In early May, it launched the largest menu overhaul since the company’s inception, bringing about a dozen fresh items to the table. However, as Martin noted, the changes had a far deeper goal than just broadening the menu. Ted’s needed to increase awareness.

And this was more than just a menu target, too. Martin says the research discovered lapsed guests who simply didn’t realize Ted’s was an option in their dining choices.

“Guests within a 5 mile radius of Ted’s sometimes did not know we were there,” she says. “That was eye-opening to me. We had guests who were users of Ted’s in Denver, moved to Colorado Springs, had a Ted’s within a very short radius of them, but just simply didn’t know we existed. Otherwise they would be dining with us.”

This might be an easy fix for some chains, whose size is only rivaled by their marketing spend.

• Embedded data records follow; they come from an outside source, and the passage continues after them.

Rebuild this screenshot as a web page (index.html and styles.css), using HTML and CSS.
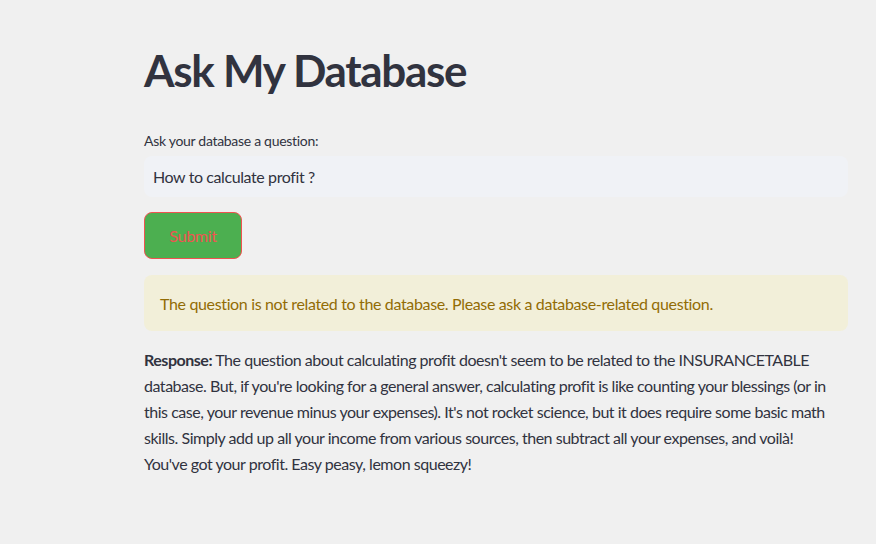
FILE: index.html
```html
<!DOCTYPE html>
<html>
<head>
<meta charset="utf-8">
<link rel="stylesheet" href="styles.css">
</head>
<body>
<main class="main">
  <h1 class="title">Ask My Database</h1>
  <label class="label">Ask your database a question:</label>
  <div class="input">How to calculate profit ?</div>
  <button class="submit">Submit</button>
  <div class="alert">The question is not related to the database. Please ask a database-related question.</div>
  <p class="response"><strong>Response:</strong> The question about calculating profit doesn't seem to be related to the INSURANCETABLE database. But, if you're looking for a general answer, calculating profit is like counting your blessings (or in this case, your revenue minus your expenses). It's not rocket science, but it does require some basic math skills. Simply add up all your income from various sources, then subtract all your expenses, and voilà! You've got your profit. Easy peasy, lemon squeezy!</p>
</main>
</body>
</html>
```
FILE: styles.css
```css
html, body {
  margin: 0;
  padding: 0;
  background: #f0f0f0;
}
body {
  font-family: Lato, "Noto Sans", sans-serif;
  color: #31333f;
  width: 876px;
  height: 544px;
  overflow: hidden;
}
.main {
  width: 704px;
  margin-left: 144px;
  padding-top: 38px;
  display: flex;
  flex-direction: column;
}
.title {
  margin: 0;
  font-size: 44px;
  font-weight: 700;
  line-height: 64px;
  letter-spacing: -1.3px;
}
.label {
  margin-top: 29px;
  font-size: 14px;
  line-height: 20px;
  letter-spacing: -0.3px;
}
.input {
  margin-top: 5px;
  height: 41px;
  box-sizing: border-box;
  background: #f0f2f6;
  border-radius: 8px;
  padding: 0 9px;
  display: flex;
  align-items: center;
  font-size: 16px;
  letter-spacing: -0.4px;
}
.submit {
  align-self: flex-start;
  margin-top: 15px;
  width: 98px;
  height: 47px;
  background: #4caf50;
  border: 1px solid #ef5350;
  border-radius: 8px;
  color: #ef5350;
  font-family: inherit;
  font-size: 16px;
  letter-spacing: -0.3px;
  padding: 0;
}
.alert {
  margin-top: 16px;
  height: 56px;
  box-sizing: border-box;
  background: #f2efd9;
  border-radius: 8px;
  padding: 0 16px;
  display: flex;
  align-items: center;
  color: #926c05;
  font-size: 16px;
  letter-spacing: -0.35px;
}
.response {
  margin: 16px 0 0;
  width: 688px;
  font-size: 16px;
  line-height: 26px;
  letter-spacing: -0.47px;
}
.response strong {
  font-weight: 700;
}
```
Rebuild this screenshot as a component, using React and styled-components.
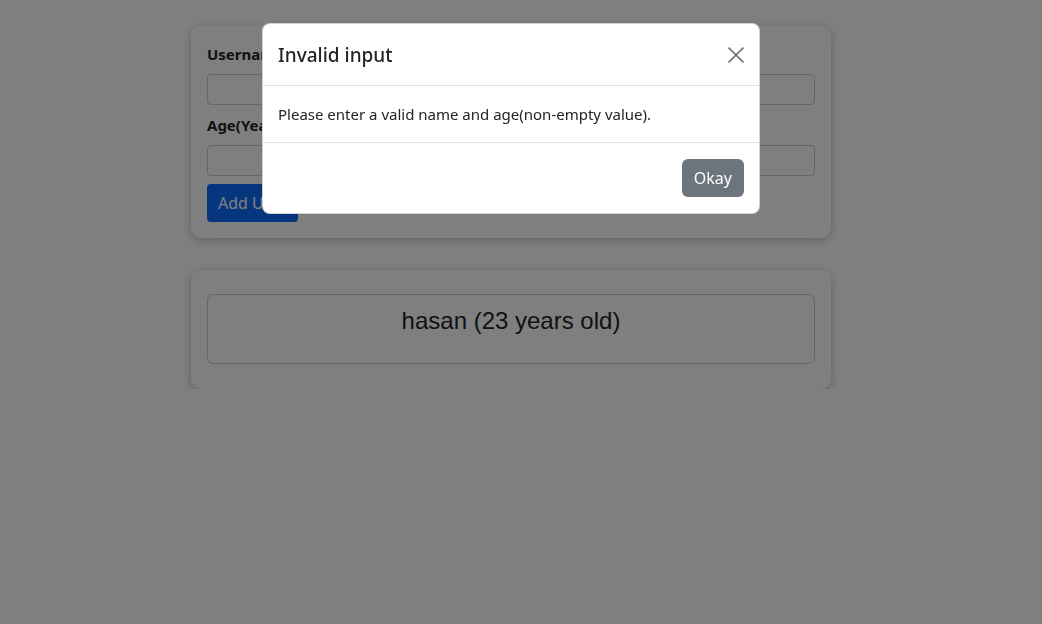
import React from 'react';
import styled, { createGlobalStyle } from 'styled-components';

const GlobalStyle = createGlobalStyle`
    * {
        box-sizing: border-box;
    }
    body {
        margin: 0;
        padding-right: 20px;
        background: #fff;
        font-family: "Noto Sans", "Open Sans", sans-serif;
        font-size: 16px;
        color: #212529;
    }
`;

const Page = styled.div`
    display: flex;
    flex-direction: column;
    align-items: center;
    gap: 32px;
    padding-top: 26px;
`;

const Card = styled.div`
    width: 640px;
    background: #fff;
    border-radius: 10px;
    box-shadow: 0 2px 8px rgba(0, 0, 0, 0.26);
    padding: ${(p) => p.$pad || '16px'};
`;

const Form = styled.form`
    display: flex;
    flex-direction: column;
`;

const Label = styled.label`
    font-weight: 700;
    font-size: 15px;
    line-height: 24px;
    margin-bottom: 8px;
`;

const Input = styled.input`
    height: 31px;
    border: 1px solid #ccc;
    border-radius: 4px;
    margin-bottom: 8px;
    font: inherit;
`;

const SubmitButton = styled.button`
    align-self: flex-start;
    width: 91px;
    height: 38px;
    border: none;
    border-radius: 4px;
    background: #0d6efd;
    color: #fff;
    font-family: inherit;
    font-size: 16px;
`;

const UserItem = styled.div`
    border: 1px solid #ccc;
    border-radius: 6px;
    padding: 12px 0 28px;
    text-align: center;
    font-family: "Liberation Sans", Arial, sans-serif;
    font-size: 24px;
    line-height: 28px;
    color: #212529;
`;

const Backdrop = styled.div`
    position: fixed;
    inset: 0;
    background: rgba(0, 0, 0, 0.5);
`;

const Dialog = styled.div`
    position: fixed;
    top: 23px;
    left: 262px;
    width: 498px;
    background: #fff;
    border: 1px solid rgba(0, 0, 0, 0.175);
    border-radius: 8px;
    display: flex;
    flex-direction: column;
`;

const DialogHeader = styled.header`
    display: flex;
    align-items: center;
    justify-content: space-between;
    padding: 16px 15px 15px 15px;
    border-bottom: 1px solid #dee2e6;
`;

const DialogTitle = styled.h5`
    margin: 0;
    font-size: 19px;
    font-weight: 500;
    line-height: 30px;
`;

const CloseButton = styled.button`
    width: 16px;
    height: 16px;
    padding: 0;
    border: none;
    background: transparent;
    opacity: 0.55;
    display: flex;
    align-items: center;
    justify-content: center;
`;

const DialogBody = styled.div`
    padding: 16px 15px;
    font-size: 15px;
    line-height: 24px;
`;

const DialogFooter = styled.footer`
    display: flex;
    justify-content: flex-end;
    padding: 16px 15px 16px;
    border-top: 1px solid #dee2e6;
`;

const OkayButton = styled.button`
    height: 38px;
    padding: 0 12px;
    border: none;
    border-radius: 6px;
    background: #6c757d;
    color: #fff;
    font-family: inherit;
    font-size: 16px;
`;

const App = () => {
    return (
        <>
            <GlobalStyle />
            <Page>
                <Card>
                    <Form onSubmit={(e) => e.preventDefault()}>
                        <Label htmlFor="username">Username</Label>
                        <Input id="username" type="text" />
                        <Label htmlFor="age">Age(Years)</Label>
                        <Input id="age" type="number" />
                        <SubmitButton type="submit">Add User</SubmitButton>
                    </Form>
                </Card>
                <Card $pad="24px 16px 25px">
                    <UserItem>hasan (23 years old)</UserItem>
                </Card>
            </Page>

            <Backdrop />
            <Dialog role="dialog">
                <DialogHeader>
                    <DialogTitle>Invalid input</DialogTitle>
                    <CloseButton aria-label="Close">
                        <svg width="16" height="16" viewBox="0 0 16 16">
                            <path d="M0.5 0.5L15.5 15.5M15.5 0.5L0.5 15.5" stroke="#000" strokeWidth="1.6" />
                        </svg>
                    </CloseButton>
                </DialogHeader>
                <DialogBody>Please enter a valid name and age(non-empty value).</DialogBody>
                <DialogFooter>
                    <OkayButton>Okay</OkayButton>
                </DialogFooter>
            </Dialog>
        </>
    );
};

export default App;
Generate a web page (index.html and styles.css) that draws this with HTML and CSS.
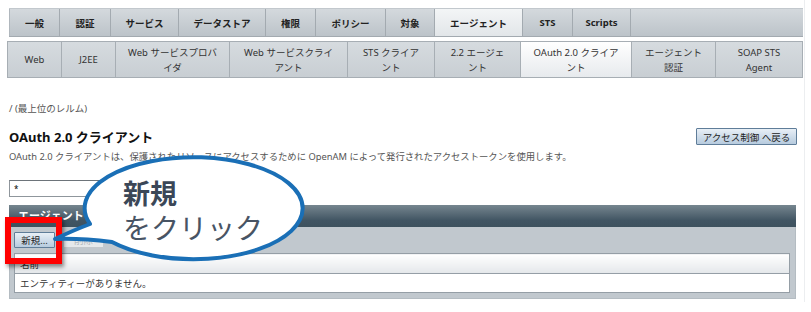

But Ted’s doesn’t figure national advertising into its budget. The brand is spread across 16 states, and 12 of those markets (Delaware, Illinois, Indiana, Kentucky, Texas, North Carolina, Virginia, Massachusetts, Maryland, Montana, New York, and Ohio), have two or fewer restaurants. So it often simply doesn’t fit, figures wise, to toss up a billboard or turn to traditional forms of advertising as a gap-filler.

“[Discounting] really wouldn’t work for the brand. This is about rooting ourselves in our communities. This is about staying true to our values.” — Kristi Martin, Ted’s Montana Grill president and chief operating officer.

The answer: In addition to the menu revamp, 2018 marks the first year in Ted’s history that the company has a full advertising plan for every single unit in the footprint. “That’s challenging,” Martin says. “You don’t have one marketing media plan that blankets 45 restaurants. You have 45 individual, very different plans. It’s a lot of work, but well worth it.”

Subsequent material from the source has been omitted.